You should use weights for both samples in order to make your estimates from each source representative of the population that you’re analyzing. The weight variables indicate how many persons in the population are represented by each sample case. This will vary case-by-case and sample-by-sample. You should use PERWT for generating person-level estimates (e.g. the population of each state or the proportion of people under a certain age) and HHWT for household-level estimates (e.g. the percent of housing units that are owned by their inhabitants). You can find more details about weights on the FAQ page and the sample weights page. Apologies for the very delayed response. I hope this information is still helpful for you.
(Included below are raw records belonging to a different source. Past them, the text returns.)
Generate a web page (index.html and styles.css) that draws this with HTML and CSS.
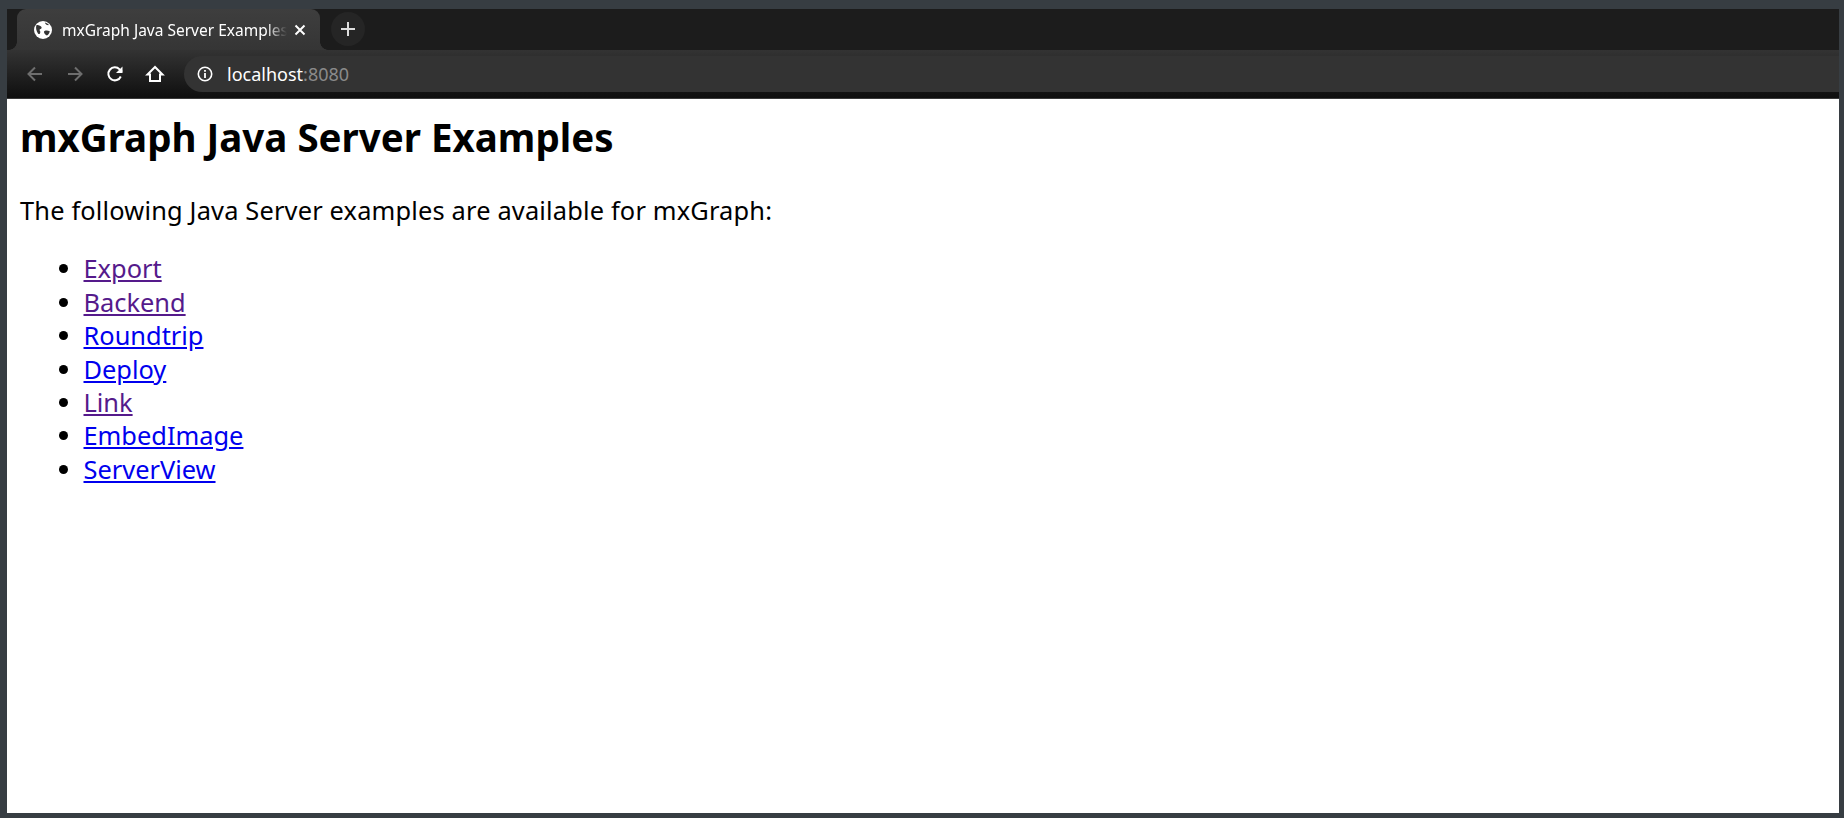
FILE: index.html
```html
<!DOCTYPE html>
<html lang="en">
  <head>
    <meta charset="UTF-8" />
    <title>mxGraph Java Server Examples</title>
    <link rel="stylesheet" href="styles.css">
  </head>
  <body>
    <div class="frame">
      <div class="tabstrip">
        <div class="tab">
          <svg class="globe" width="18" height="18" viewBox="0 0 18 18">
            <circle cx="9" cy="9" r="9" fill="#fff"/>
            <path d="M2.500 4c1.800 0 3.800.6 4.800 1.800.7.9.3 2-.8 2.200-1 .2-1.100 1.200-.5 2 .5.7.4 1.800-.2 2.800-.6.600-1.400.2-2-.6C2.300 10 1.500 6.500 2.500 4zM11 1.500c1.600.4 3 1.300 4 2.600-1 .3-1.800 0-2.500-.4-.8-.5-1.400-1.200-1.500-2.200zM10.500 10c1.600-.8 3.500-.5 5.300.2-.3 1.800-1.300 3.300-2.800 4.400-1.300-.6-2.800-2-3-3.300-.1-.6 0-1 .5-1.300z" fill="#353535"/>
          </svg>
          <span class="tab-title">mxGraph Java Server Examples</span>
          <svg class="tab-close" width="12" height="12" viewBox="0 0 12 12">
            <path d="M1.500 1.500l9 9M10.500 1.500l-9 9" stroke="#fff" stroke-width="2"/>
          </svg>
        </div>
        <div class="newtab">
          <svg width="16" height="16" viewBox="0 0 16 16">
            <path d="M8 1v14M1 8h14" stroke="#ddd" stroke-width="2"/>
          </svg>
        </div>
      </div>
      <div class="toolbar">
        <svg class="nav-icon" width="20" height="20" viewBox="0 0 20 20">
          <path d="M17 10H4M10 3.500L3.500 10l6.500 6.500" fill="none" stroke="#6e6e6e" stroke-width="2"/>
        </svg>
        <svg class="nav-icon" width="20" height="20" viewBox="0 0 20 20">
          <path d="M3 10h13M10 3.500l6.500 6.500-6.500 6.500" fill="none" stroke="#6e6e6e" stroke-width="2"/>
        </svg>
        <svg class="nav-icon" width="20" height="20" viewBox="0 0 20 20">
          <path d="M15.800 12.500A6.500 6.500 0 1 1 14.600 5.400L17 7.800" fill="none" stroke="#fff" stroke-width="2"/>
          <path d="M17.500 2.500v6.500H11z" fill="#fff"/>
        </svg>
        <svg class="nav-icon" width="20" height="20" viewBox="0 0 20 20">
          <path d="M10 3L2.500 10.500H5V17h10v-6.500h2.500z" fill="none" stroke="#fff" stroke-width="2"/>
        </svg>
        <div class="omnibox">
          <svg class="info" width="16" height="16" viewBox="0 0 16 16">
            <circle cx="8" cy="8" r="6.700" fill="none" stroke="#fff" stroke-width="1.600"/>
            <path d="M7.100 4h1.800v1.700H7.100zM7.100 7h1.800v5H7.100z" fill="#fff"/>
          </svg>
          <span class="host">localhost</span><span class="port">:8080</span>
        </div>
      </div>
      <div class="toolbar-edge"></div>
      <div class="page">
        <h1>mxGraph Java Server Examples</h1>
        <p>The following Java Server examples are available for mxGraph:</p>
        <ul>
          <li><a class="visited" href="#">Export</a></li>
          <li><a class="visited" href="#">Backend</a></li>
          <li><a href="#">Roundtrip</a></li>
          <li><a href="#">Deploy</a></li>
          <li><a class="visited" href="#">Link</a></li>
          <li><a href="#">EmbedImage</a></li>
          <li><a href="#">ServerView</a></li>
        </ul>
      </div>
    </div>
  </body>
</html>
```

FILE: styles.css
```css
html, body {
  margin: 0;
  height: 100%;
}
body {
  background-color: #373d42;
  font-family: "Noto Sans", sans-serif;
  overflow: hidden;
}
.frame {
  display: flex;
  flex-direction: column;
  height: 804px;
  margin: 9px 5px 5px 7px;
}
.tabstrip {
  display: flex;
  align-items: flex-end;
  height: 41px;
  padding-left: 10px;
  background-color: #1c1c1c;
}
.tab {
  position: relative;
  display: flex;
  align-items: center;
  flex: none;
  width: 303px;
  height: 41px;
  box-sizing: border-box;
  padding: 0 0 0 17px;
  border-radius: 9px 9px 0 0;
  background: linear-gradient(#3e3e3e, #353535);
}
.tab::before,
.tab::after {
  content: "";
  position: absolute;
  bottom: 0;
  width: 8px;
  height: 8px;
}
.tab::before {
  left: -8px;
  background: radial-gradient(circle at 0 0, transparent 7.500px, #353535 8px);
}
.tab::after {
  right: -8px;
  background: radial-gradient(circle at 100% 0, transparent 7.500px, #353535 8px);
}
.globe {
  flex: none;
}
.tab-title {
  flex: none;
  width: 225px;
  margin: 0 7px 0 4px;
  padding-left: 6px;
  overflow: hidden;
  white-space: nowrap;
  font-size: 15.500px;
  color: #fff;
  -webkit-mask-image: linear-gradient(to right, #000 91%, transparent);
}
.tab-close {
  flex: none;
}
.newtab {
  display: flex;
  align-items: center;
  justify-content: center;
  width: 34px;
  height: 34px;
  margin: 0 0 2px 11px;
  border-radius: 50%;
  background-color: #252525;
  align-self: center;
}
.toolbar {
  display: flex;
  align-items: center;
  height: 48px;
  box-sizing: border-box;
  padding: 6px 0 6px 18px;
  background: linear-gradient(#333, #0f0f0f);
}
.nav-icon {
  flex: none;
  margin-right: 20px;
}
.omnibox {
  display: flex;
  align-items: center;
  flex: 1;
  height: 36px;
  margin-left: -1px;
  padding-left: 13px;
  border-radius: 18px 0 0 18px;
  background-color: #333;
  font-size: 18px;
}
.info {
  margin-right: 14px;
}
.host {
  color: #fff;
}
.port {
  color: #8a8a8a;
}
.toolbar-edge {
  height: 1px;
  background-color: #3a3a3a;
}
.page {
  flex: 1;
  padding: 13px 13px;
  background-color: #fff;
  color: #000;
}
h1 {
  margin: 0;
  font-size: 38.500px;
  line-height: 50px;
  font-weight: 700;
}
p {
  margin: 32px 0 0;
  font-size: 25.400px;
  line-height: 33.400px;
  letter-spacing: 0.170px;
}
ul {
  margin: 25px 0 0;
  padding-left: 63.500px;
  font-size: 25.400px;
  line-height: 33.400px;
}
a {
  color: #0000ee;
}
a.visited {
  color: #551a8b;
}
```
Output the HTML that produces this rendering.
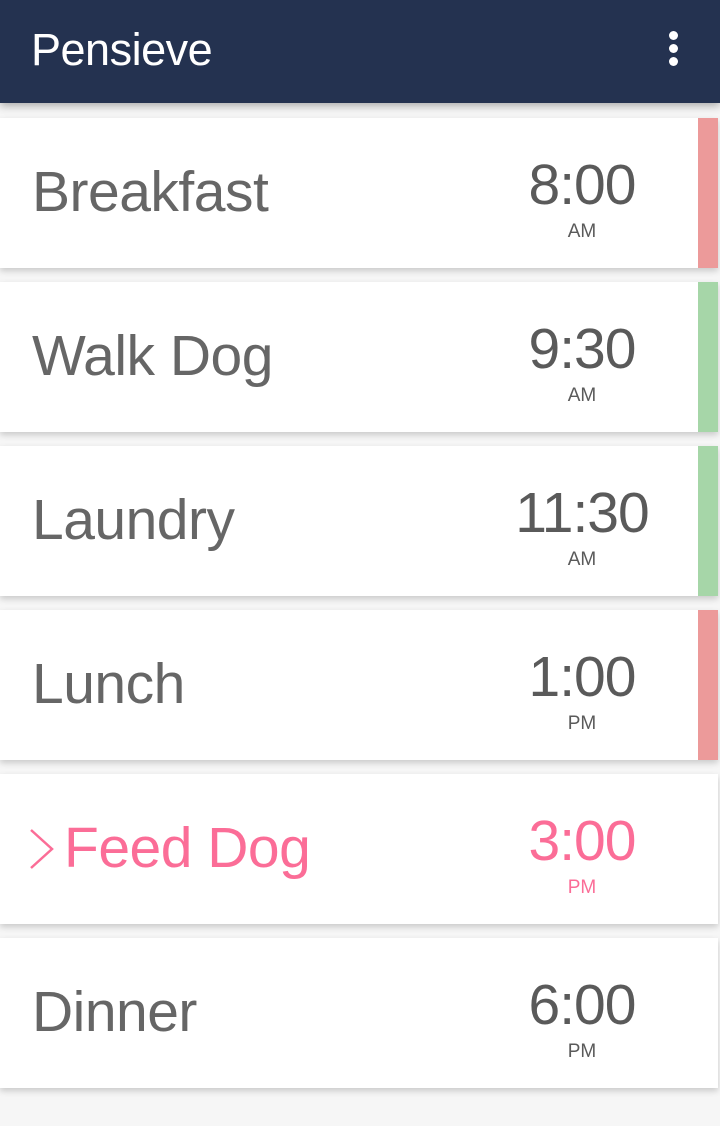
<!DOCTYPE html>
<html><head><meta charset="utf-8"><style>
*{margin:0;padding:0;box-sizing:border-box}
body{width:720px;height:1126px;background:#f6f6f6;font-family:"Liberation Sans",sans-serif;overflow:hidden;position:relative}
.hdr{position:absolute;left:0;top:0;width:720px;height:103px;background:#243250;box-shadow:0 3px 8px rgba(0,0,0,.3)}
.hdr .t{position:absolute;left:31px;top:24px;color:#fff;font-size:45px;letter-spacing:-0.5px}
.dots{position:absolute;left:669px;top:31px}
.dots i{display:block;width:9px;height:9px;border-radius:50%;background:#fff;margin-bottom:4px}
.card{position:absolute;left:0;width:718px;height:150px;background:#fff;box-shadow:0 3px 6px rgba(0,0,0,.18)}
.stripe{position:absolute;right:0;top:0;width:20px;height:150px}
.name{position:absolute;left:32px;top:46px;font-size:57px;color:#666;white-space:nowrap;line-height:1;letter-spacing:-0.5px}
.time{position:absolute;left:482px;width:200px;text-align:center;top:39px;font-size:57px;color:#5a5a5a;line-height:1;letter-spacing:-1px}
.ap{position:absolute;left:482px;width:200px;text-align:center;top:104px;font-size:19px;color:#5a5a5a;line-height:1}
.pink{color:#fb6d97}
</style></head><body>
<div class="hdr"><div class="t">Pensieve</div><div class="dots"><i></i><i></i><i></i></div></div>

<div class="card" style="top:118px"><div class="name">Breakfast</div><div class="time">8:00</div><div class="ap">AM</div><div class="stripe" style="background:#ec9a9a"></div></div>
<div class="card" style="top:282px"><div class="name">Walk Dog</div><div class="time">9:30</div><div class="ap">AM</div><div class="stripe" style="background:#a6d6a8"></div></div>
<div class="card" style="top:446px"><div class="name">Laundry</div><div class="time">11:30</div><div class="ap">AM</div><div class="stripe" style="background:#a6d6a8"></div></div>
<div class="card" style="top:610px"><div class="name">Lunch</div><div class="time">1:00</div><div class="ap">PM</div><div class="stripe" style="background:#ec9a9a"></div></div>
<div class="card" style="top:774px"><svg style="position:absolute;left:29px;top:54px" width="26" height="42" viewBox="0 0 26 42"><path d="M2 2 L23 21 L2 40" fill="none" stroke="#fb6d97" stroke-width="2.5"/></svg><div class="name pink" style="left:64px">Feed Dog</div><div class="time pink">3:00</div><div class="ap pink">PM</div></div>
<div class="card" style="top:938px"><div class="name">Dinner</div><div class="time">6:00</div><div class="ap">PM</div></div>
</body></html>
Thanks a lot! Yes, in fact your response is still very helpful for me. The percent of housing units that are owned by the household is precisely what I’m interested in. Here, I have a little follow-up question: If my dataset is restricted to only 1 person per household (the householder), what difference does it then make whether I use HHWT or PERWT for my regression (ownershp is my dependent variable)? I understand that HHWT would be more appropriate but was just wondering because I seem to have some issues concerning collinearity when I use HHWT, but not when I use PERWT. Thanks in advance!
If your dataset is restricted to one person per household, it technically doesn’t matter whether you use PERWT or HHWT for your analysis. While HHWT is the intended weight to be used, both will give you household-level estimates. As the ACS Design and Methodology Report (pg. 24) notes, this is because “the housing unit weight is equal to the person weight of the householder.” While technically the weights are not always identical, they are similar enough that the difference in your estimate will typically be “within a tenth of a percent at the county level.”